[The problem] Retype all of the listing exactly, passing over any picture you find.

[Collected data]
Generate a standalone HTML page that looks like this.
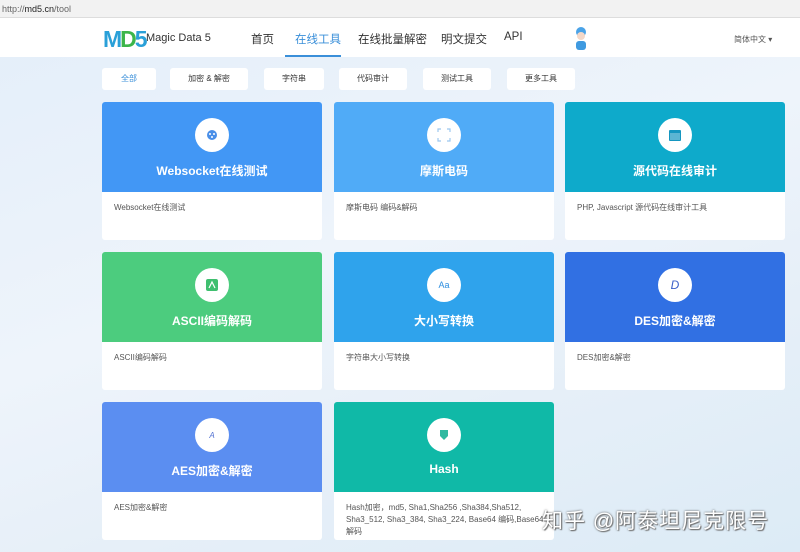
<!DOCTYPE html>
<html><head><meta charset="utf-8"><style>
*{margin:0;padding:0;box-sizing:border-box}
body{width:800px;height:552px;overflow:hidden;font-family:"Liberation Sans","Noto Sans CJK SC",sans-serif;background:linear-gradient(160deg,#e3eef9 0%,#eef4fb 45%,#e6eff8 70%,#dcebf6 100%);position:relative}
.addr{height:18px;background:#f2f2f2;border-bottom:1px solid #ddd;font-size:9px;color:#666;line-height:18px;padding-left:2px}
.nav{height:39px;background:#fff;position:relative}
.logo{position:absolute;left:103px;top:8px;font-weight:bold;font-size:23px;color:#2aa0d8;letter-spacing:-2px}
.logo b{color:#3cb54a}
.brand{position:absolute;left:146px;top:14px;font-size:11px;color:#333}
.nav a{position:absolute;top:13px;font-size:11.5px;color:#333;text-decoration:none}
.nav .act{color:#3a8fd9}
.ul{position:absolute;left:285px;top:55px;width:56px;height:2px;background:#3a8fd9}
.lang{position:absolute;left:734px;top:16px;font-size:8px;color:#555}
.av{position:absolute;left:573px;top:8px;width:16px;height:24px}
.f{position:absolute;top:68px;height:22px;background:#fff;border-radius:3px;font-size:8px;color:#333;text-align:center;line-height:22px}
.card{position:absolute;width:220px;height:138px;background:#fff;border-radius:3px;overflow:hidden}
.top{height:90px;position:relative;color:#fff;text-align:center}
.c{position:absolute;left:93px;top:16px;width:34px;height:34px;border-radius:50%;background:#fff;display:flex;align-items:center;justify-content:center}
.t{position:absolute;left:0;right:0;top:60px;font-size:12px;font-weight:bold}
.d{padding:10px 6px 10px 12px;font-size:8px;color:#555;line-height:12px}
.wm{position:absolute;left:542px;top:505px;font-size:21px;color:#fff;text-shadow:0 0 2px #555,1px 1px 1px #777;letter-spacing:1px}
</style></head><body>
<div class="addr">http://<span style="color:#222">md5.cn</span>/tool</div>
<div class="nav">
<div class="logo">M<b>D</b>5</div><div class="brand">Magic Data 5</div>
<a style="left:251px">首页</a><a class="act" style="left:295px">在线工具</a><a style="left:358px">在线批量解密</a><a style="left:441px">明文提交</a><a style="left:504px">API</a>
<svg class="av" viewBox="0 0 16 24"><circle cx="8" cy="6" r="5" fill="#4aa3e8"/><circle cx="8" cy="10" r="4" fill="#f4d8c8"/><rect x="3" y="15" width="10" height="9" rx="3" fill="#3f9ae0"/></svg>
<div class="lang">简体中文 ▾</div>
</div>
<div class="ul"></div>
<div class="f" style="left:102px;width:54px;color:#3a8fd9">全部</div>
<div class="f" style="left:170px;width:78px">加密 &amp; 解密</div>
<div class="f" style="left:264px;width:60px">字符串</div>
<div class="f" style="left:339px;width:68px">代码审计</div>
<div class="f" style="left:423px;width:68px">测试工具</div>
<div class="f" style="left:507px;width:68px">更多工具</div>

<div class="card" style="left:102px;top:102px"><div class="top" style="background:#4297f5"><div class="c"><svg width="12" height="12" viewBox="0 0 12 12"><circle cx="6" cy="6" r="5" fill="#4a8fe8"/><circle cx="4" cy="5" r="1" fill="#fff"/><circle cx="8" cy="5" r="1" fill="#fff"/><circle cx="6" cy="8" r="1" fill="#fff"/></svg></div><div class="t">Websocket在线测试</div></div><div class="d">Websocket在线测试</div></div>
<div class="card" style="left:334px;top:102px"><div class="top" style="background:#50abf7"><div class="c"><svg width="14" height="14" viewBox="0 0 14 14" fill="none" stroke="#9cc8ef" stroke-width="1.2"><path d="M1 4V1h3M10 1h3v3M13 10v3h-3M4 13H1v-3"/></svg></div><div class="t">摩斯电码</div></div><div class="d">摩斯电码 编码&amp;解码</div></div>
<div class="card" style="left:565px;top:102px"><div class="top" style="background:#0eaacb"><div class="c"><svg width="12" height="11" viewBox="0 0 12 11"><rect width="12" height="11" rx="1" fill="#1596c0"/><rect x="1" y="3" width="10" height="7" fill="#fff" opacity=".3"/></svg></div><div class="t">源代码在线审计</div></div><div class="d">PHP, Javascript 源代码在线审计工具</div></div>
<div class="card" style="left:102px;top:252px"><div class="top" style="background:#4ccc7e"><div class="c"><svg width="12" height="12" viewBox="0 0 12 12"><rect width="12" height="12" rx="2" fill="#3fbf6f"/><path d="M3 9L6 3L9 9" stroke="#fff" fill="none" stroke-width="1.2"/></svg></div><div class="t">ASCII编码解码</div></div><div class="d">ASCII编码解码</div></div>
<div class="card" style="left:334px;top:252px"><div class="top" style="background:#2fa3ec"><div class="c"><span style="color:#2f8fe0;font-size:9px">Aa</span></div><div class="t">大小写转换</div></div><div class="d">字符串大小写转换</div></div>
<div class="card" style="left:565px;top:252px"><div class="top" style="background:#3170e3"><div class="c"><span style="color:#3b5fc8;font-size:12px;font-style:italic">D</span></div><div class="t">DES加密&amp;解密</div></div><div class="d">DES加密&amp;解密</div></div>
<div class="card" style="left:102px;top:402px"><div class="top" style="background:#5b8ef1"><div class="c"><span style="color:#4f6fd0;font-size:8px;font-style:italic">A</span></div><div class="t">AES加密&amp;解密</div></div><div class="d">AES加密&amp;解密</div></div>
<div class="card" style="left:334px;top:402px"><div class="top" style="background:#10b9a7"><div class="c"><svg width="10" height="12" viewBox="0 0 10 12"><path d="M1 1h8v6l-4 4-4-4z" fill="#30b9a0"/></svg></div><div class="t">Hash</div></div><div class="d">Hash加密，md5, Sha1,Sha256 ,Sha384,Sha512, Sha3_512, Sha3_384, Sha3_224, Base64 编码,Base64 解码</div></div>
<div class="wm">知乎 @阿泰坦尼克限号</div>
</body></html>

[Solution to this exercise]
Generate a standalone HTML page that looks like this.
<!DOCTYPE html>
<html><head><meta charset="utf-8"><style>
*{margin:0;padding:0;box-sizing:border-box}
body{width:800px;height:552px;overflow:hidden;font-family:"Liberation Sans","Noto Sans CJK SC",sans-serif;background:linear-gradient(160deg,#e3eef9 0%,#eef4fb 45%,#e6eff8 70%,#dcebf6 100%);position:relative}
.addr{height:18px;background:#f2f2f2;border-bottom:1px solid #ddd;font-size:9px;color:#666;line-height:18px;padding-left:2px}
.nav{height:39px;background:#fff;position:relative}
.logo{position:absolute;left:103px;top:8px;font-weight:bold;font-size:23px;color:#2aa0d8;letter-spacing:-2px}
.logo b{color:#3cb54a}
.brand{position:absolute;left:146px;top:14px;font-size:11px;color:#333}
.nav a{position:absolute;top:13px;font-size:11.5px;color:#333;text-decoration:none}
.nav .act{color:#3a8fd9}
.ul{position:absolute;left:285px;top:55px;width:56px;height:2px;background:#3a8fd9}
.lang{position:absolute;left:734px;top:16px;font-size:8px;color:#555}
.av{position:absolute;left:573px;top:8px;width:16px;height:24px}
.f{position:absolute;top:68px;height:22px;background:#fff;border-radius:3px;font-size:8px;color:#333;text-align:center;line-height:22px}
.card{position:absolute;width:220px;height:138px;background:#fff;border-radius:3px;overflow:hidden}
.top{height:90px;position:relative;color:#fff;text-align:center}
.c{position:absolute;left:93px;top:16px;width:34px;height:34px;border-radius:50%;background:#fff;display:flex;align-items:center;justify-content:center}
.t{position:absolute;left:0;right:0;top:60px;font-size:12px;font-weight:bold}
.d{padding:10px 6px 10px 12px;font-size:8px;color:#555;line-height:12px}
.wm{position:absolute;left:542px;top:505px;font-size:21px;color:#fff;text-shadow:0 0 2px #555,1px 1px 1px #777;letter-spacing:1px}
</style></head><body>
<div class="addr">http://<span style="color:#222">md5.cn</span>/tool</div>
<div class="nav">
<div class="logo">M<b>D</b>5</div><div class="brand">Magic Data 5</div>
<a style="left:251px">首页</a><a class="act" style="left:295px">在线工具</a><a style="left:358px">在线批量解密</a><a style="left:441px">明文提交</a><a style="left:504px">API</a>
<svg class="av" viewBox="0 0 16 24"><circle cx="8" cy="6" r="5" fill="#4aa3e8"/><circle cx="8" cy="10" r="4" fill="#f4d8c8"/><rect x="3" y="15" width="10" height="9" rx="3" fill="#3f9ae0"/></svg>
<div class="lang">简体中文 ▾</div>
</div>
<div class="ul"></div>
<div class="f" style="left:102px;width:54px;color:#3a8fd9">全部</div>
<div class="f" style="left:170px;width:78px">加密 &amp; 解密</div>
<div class="f" style="left:264px;width:60px">字符串</div>
<div class="f" style="left:339px;width:68px">代码审计</div>
<div class="f" style="left:423px;width:68px">测试工具</div>
<div class="f" style="left:507px;width:68px">更多工具</div>

<div class="card" style="left:102px;top:102px"><div class="top" style="background:#4297f5"><div class="c"><svg width="12" height="12" viewBox="0 0 12 12"><circle cx="6" cy="6" r="5" fill="#4a8fe8"/><circle cx="4" cy="5" r="1" fill="#fff"/><circle cx="8" cy="5" r="1" fill="#fff"/><circle cx="6" cy="8" r="1" fill="#fff"/></svg></div><div class="t">Websocket在线测试</div></div><div class="d">Websocket在线测试</div></div>
<div class="card" style="left:334px;top:102px"><div class="top" style="background:#50abf7"><div class="c"><svg width="14" height="14" viewBox="0 0 14 14" fill="none" stroke="#9cc8ef" stroke-width="1.2"><path d="M1 4V1h3M10 1h3v3M13 10v3h-3M4 13H1v-3"/></svg></div><div class="t">摩斯电码</div></div><div class="d">摩斯电码 编码&amp;解码</div></div>
<div class="card" style="left:565px;top:102px"><div class="top" style="background:#0eaacb"><div class="c"><svg width="12" height="11" viewBox="0 0 12 11"><rect width="12" height="11" rx="1" fill="#1596c0"/><rect x="1" y="3" width="10" height="7" fill="#fff" opacity=".3"/></svg></div><div class="t">源代码在线审计</div></div><div class="d">PHP, Javascript 源代码在线审计工具</div></div>
<div class="card" style="left:102px;top:252px"><div class="top" style="background:#4ccc7e"><div class="c"><svg width="12" height="12" viewBox="0 0 12 12"><rect width="12" height="12" rx="2" fill="#3fbf6f"/><path d="M3 9L6 3L9 9" stroke="#fff" fill="none" stroke-width="1.2"/></svg></div><div class="t">ASCII编码解码</div></div><div class="d">ASCII编码解码</div></div>
<div class="card" style="left:334px;top:252px"><div class="top" style="background:#2fa3ec"><div class="c"><span style="color:#2f8fe0;font-size:9px">Aa</span></div><div class="t">大小写转换</div></div><div class="d">字符串大小写转换</div></div>
<div class="card" style="left:565px;top:252px"><div class="top" style="background:#3170e3"><div class="c"><span style="color:#3b5fc8;font-size:12px;font-style:italic">D</span></div><div class="t">DES加密&amp;解密</div></div><div class="d">DES加密&amp;解密</div></div>
<div class="card" style="left:102px;top:402px"><div class="top" style="background:#5b8ef1"><div class="c"><span style="color:#4f6fd0;font-size:8px;font-style:italic">A</span></div><div class="t">AES加密&amp;解密</div></div><div class="d">AES加密&amp;解密</div></div>
<div class="card" style="left:334px;top:402px"><div class="top" style="background:#10b9a7"><div class="c"><svg width="10" height="12" viewBox="0 0 10 12"><path d="M1 1h8v6l-4 4-4-4z" fill="#30b9a0"/></svg></div><div class="t">Hash</div></div><div class="d">Hash加密，md5, Sha1,Sha256 ,Sha384,Sha512, Sha3_512, Sha3_384, Sha3_224, Base64 编码,Base64 解码</div></div>
<div class="wm">知乎 @阿泰坦尼克限号</div>
</body></html>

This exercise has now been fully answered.